** START STORED DATA **

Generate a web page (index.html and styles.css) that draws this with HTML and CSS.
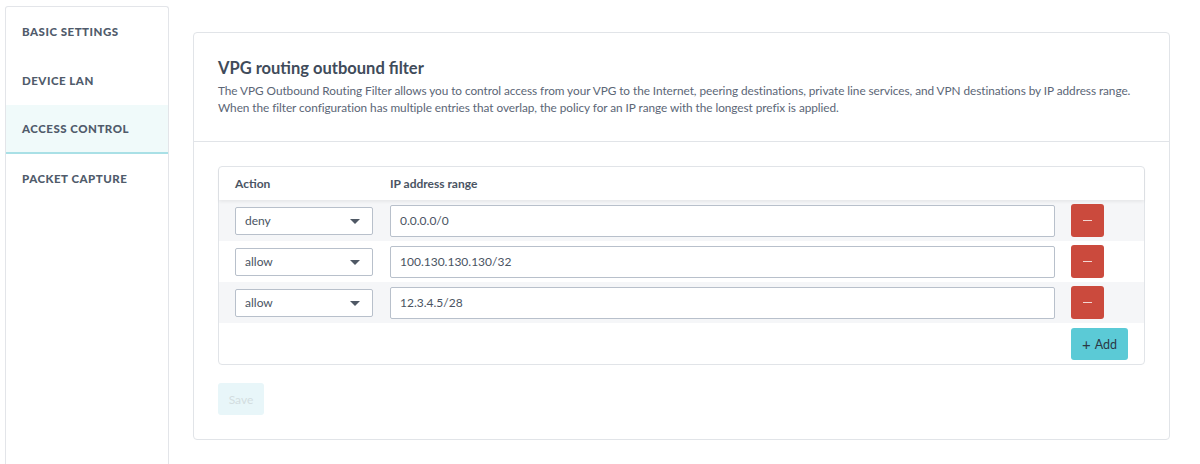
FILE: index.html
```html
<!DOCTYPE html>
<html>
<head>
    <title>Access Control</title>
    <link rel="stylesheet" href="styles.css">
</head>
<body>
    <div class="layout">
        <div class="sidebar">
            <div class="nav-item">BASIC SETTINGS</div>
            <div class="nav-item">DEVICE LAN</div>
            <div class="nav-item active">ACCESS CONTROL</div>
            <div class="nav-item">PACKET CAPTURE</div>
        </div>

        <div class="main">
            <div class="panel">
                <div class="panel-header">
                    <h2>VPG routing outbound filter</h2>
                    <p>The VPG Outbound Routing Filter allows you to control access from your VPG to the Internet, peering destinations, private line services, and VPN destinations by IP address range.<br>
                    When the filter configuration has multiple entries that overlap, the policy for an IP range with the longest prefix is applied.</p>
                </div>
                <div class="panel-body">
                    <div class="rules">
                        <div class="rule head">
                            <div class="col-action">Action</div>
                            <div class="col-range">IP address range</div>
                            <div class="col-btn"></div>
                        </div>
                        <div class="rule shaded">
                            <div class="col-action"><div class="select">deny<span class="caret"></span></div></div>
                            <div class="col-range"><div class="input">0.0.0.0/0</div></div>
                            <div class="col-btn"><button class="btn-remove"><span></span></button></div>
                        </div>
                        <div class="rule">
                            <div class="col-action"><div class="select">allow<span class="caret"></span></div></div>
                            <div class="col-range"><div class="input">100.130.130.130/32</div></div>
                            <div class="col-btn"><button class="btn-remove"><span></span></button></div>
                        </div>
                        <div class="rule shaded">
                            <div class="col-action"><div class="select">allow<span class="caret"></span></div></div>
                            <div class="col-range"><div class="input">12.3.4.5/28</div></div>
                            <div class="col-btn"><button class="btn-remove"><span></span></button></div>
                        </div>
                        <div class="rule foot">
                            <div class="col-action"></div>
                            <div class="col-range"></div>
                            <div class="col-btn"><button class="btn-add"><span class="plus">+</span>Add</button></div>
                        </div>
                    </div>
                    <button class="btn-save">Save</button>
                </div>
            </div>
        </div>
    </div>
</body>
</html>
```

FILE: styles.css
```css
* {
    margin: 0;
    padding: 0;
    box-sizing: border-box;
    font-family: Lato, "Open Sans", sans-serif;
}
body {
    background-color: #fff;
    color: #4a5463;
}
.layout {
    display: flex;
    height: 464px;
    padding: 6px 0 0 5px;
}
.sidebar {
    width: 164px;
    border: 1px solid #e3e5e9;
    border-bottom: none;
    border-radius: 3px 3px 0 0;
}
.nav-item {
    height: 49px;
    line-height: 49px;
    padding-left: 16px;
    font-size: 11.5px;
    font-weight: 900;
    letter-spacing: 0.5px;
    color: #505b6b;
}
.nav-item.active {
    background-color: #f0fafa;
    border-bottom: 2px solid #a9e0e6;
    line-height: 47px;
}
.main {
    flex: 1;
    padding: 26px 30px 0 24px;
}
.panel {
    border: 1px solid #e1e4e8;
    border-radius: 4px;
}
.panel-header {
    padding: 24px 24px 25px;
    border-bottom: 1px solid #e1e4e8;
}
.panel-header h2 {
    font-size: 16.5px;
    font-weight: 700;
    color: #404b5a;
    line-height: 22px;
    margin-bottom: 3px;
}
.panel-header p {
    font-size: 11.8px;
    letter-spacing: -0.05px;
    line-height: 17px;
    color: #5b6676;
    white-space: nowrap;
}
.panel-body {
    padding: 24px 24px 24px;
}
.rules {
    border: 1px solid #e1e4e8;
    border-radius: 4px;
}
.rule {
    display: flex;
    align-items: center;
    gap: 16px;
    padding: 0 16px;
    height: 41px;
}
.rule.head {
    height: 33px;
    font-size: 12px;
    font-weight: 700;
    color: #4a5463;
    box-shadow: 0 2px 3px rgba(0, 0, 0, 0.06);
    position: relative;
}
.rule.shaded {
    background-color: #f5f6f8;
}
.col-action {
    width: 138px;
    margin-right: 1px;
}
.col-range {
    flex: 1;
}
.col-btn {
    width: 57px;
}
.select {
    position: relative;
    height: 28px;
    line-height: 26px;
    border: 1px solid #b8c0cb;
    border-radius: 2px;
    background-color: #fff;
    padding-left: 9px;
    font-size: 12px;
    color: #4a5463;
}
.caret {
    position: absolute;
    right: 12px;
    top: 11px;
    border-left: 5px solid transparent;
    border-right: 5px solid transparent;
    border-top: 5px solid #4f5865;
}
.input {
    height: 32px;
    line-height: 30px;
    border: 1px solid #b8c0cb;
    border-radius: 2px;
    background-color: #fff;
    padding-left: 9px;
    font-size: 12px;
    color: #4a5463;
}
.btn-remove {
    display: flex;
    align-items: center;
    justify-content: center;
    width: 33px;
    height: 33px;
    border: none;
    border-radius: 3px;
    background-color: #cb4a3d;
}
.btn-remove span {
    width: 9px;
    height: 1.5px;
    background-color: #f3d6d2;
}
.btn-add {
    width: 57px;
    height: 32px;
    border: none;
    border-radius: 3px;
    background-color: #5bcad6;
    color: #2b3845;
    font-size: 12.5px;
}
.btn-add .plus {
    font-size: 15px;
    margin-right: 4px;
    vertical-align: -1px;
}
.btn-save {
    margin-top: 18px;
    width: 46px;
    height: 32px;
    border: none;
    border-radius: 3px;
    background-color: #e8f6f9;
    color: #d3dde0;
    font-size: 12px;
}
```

** END STORED DATA **

## PROBLEM
In your copy, leave out the pictures and reproduce the material above exactly.

## CORRECT RESULT
Generate a web page (index.html and styles.css) that draws this with HTML and CSS.
FILE: index.html
```html
<!DOCTYPE html>
<html>
<head>
    <title>Access Control</title>
    <link rel="stylesheet" href="styles.css">
</head>
<body>
    <div class="layout">
        <div class="sidebar">
            <div class="nav-item">BASIC SETTINGS</div>
            <div class="nav-item">DEVICE LAN</div>
            <div class="nav-item active">ACCESS CONTROL</div>
            <div class="nav-item">PACKET CAPTURE</div>
        </div>

        <div class="main">
            <div class="panel">
                <div class="panel-header">
                    <h2>VPG routing outbound filter</h2>
                    <p>The VPG Outbound Routing Filter allows you to control access from your VPG to the Internet, peering destinations, private line services, and VPN destinations by IP address range.<br>
                    When the filter configuration has multiple entries that overlap, the policy for an IP range with the longest prefix is applied.</p>
                </div>
                <div class="panel-body">
                    <div class="rules">
                        <div class="rule head">
                            <div class="col-action">Action</div>
                            <div class="col-range">IP address range</div>
                            <div class="col-btn"></div>
                        </div>
                        <div class="rule shaded">
                            <div class="col-action"><div class="select">deny<span class="caret"></span></div></div>
                            <div class="col-range"><div class="input">0.0.0.0/0</div></div>
                            <div class="col-btn"><button class="btn-remove"><span></span></button></div>
                        </div>
                        <div class="rule">
                            <div class="col-action"><div class="select">allow<span class="caret"></span></div></div>
                            <div class="col-range"><div class="input">100.130.130.130/32</div></div>
                            <div class="col-btn"><button class="btn-remove"><span></span></button></div>
                        </div>
                        <div class="rule shaded">
                            <div class="col-action"><div class="select">allow<span class="caret"></span></div></div>
                            <div class="col-range"><div class="input">12.3.4.5/28</div></div>
                            <div class="col-btn"><button class="btn-remove"><span></span></button></div>
                        </div>
                        <div class="rule foot">
                            <div class="col-action"></div>
                            <div class="col-range"></div>
                            <div class="col-btn"><button class="btn-add"><span class="plus">+</span>Add</button></div>
                        </div>
                    </div>
                    <button class="btn-save">Save</button>
                </div>
            </div>
        </div>
    </div>
</body>
</html>
```

FILE: styles.css
```css
* {
    margin: 0;
    padding: 0;
    box-sizing: border-box;
    font-family: Lato, "Open Sans", sans-serif;
}
body {
    background-color: #fff;
    color: #4a5463;
}
.layout {
    display: flex;
    height: 464px;
    padding: 6px 0 0 5px;
}
.sidebar {
    width: 164px;
    border: 1px solid #e3e5e9;
    border-bottom: none;
    border-radius: 3px 3px 0 0;
}
.nav-item {
    height: 49px;
    line-height: 49px;
    padding-left: 16px;
    font-size: 11.5px;
    font-weight: 900;
    letter-spacing: 0.5px;
    color: #505b6b;
}
.nav-item.active {
    background-color: #f0fafa;
    border-bottom: 2px solid #a9e0e6;
    line-height: 47px;
}
.main {
    flex: 1;
    padding: 26px 30px 0 24px;
}
.panel {
    border: 1px solid #e1e4e8;
    border-radius: 4px;
}
.panel-header {
    padding: 24px 24px 25px;
    border-bottom: 1px solid #e1e4e8;
}
.panel-header h2 {
    font-size: 16.5px;
    font-weight: 700;
    color: #404b5a;
    line-height: 22px;
    margin-bottom: 3px;
}
.panel-header p {
    font-size: 11.8px;
    letter-spacing: -0.05px;
    line-height: 17px;
    color: #5b6676;
    white-space: nowrap;
}
.panel-body {
    padding: 24px 24px 24px;
}
.rules {
    border: 1px solid #e1e4e8;
    border-radius: 4px;
}
.rule {
    display: flex;
    align-items: center;
    gap: 16px;
    padding: 0 16px;
    height: 41px;
}
.rule.head {
    height: 33px;
    font-size: 12px;
    font-weight: 700;
    color: #4a5463;
    box-shadow: 0 2px 3px rgba(0, 0, 0, 0.06);
    position: relative;
}
.rule.shaded {
    background-color: #f5f6f8;
}
.col-action {
    width: 138px;
    margin-right: 1px;
}
.col-range {
    flex: 1;
}
.col-btn {
    width: 57px;
}
.select {
    position: relative;
    height: 28px;
    line-height: 26px;
    border: 1px solid #b8c0cb;
    border-radius: 2px;
    background-color: #fff;
    padding-left: 9px;
    font-size: 12px;
    color: #4a5463;
}
.caret {
    position: absolute;
    right: 12px;
    top: 11px;
    border-left: 5px solid transparent;
    border-right: 5px solid transparent;
    border-top: 5px solid #4f5865;
}
.input {
    height: 32px;
    line-height: 30px;
    border: 1px solid #b8c0cb;
    border-radius: 2px;
    background-color: #fff;
    padding-left: 9px;
    font-size: 12px;
    color: #4a5463;
}
.btn-remove {
    display: flex;
    align-items: center;
    justify-content: center;
    width: 33px;
    height: 33px;
    border: none;
    border-radius: 3px;
    background-color: #cb4a3d;
}
.btn-remove span {
    width: 9px;
    height: 1.5px;
    background-color: #f3d6d2;
}
.btn-add {
    width: 57px;
    height: 32px;
    border: none;
    border-radius: 3px;
    background-color: #5bcad6;
    color: #2b3845;
    font-size: 12.5px;
}
.btn-add .plus {
    font-size: 15px;
    margin-right: 4px;
    vertical-align: -1px;
}
.btn-save {
    margin-top: 18px;
    width: 46px;
    height: 32px;
    border: none;
    border-radius: 3px;
    background-color: #e8f6f9;
    color: #d3dde0;
    font-size: 12px;
}
```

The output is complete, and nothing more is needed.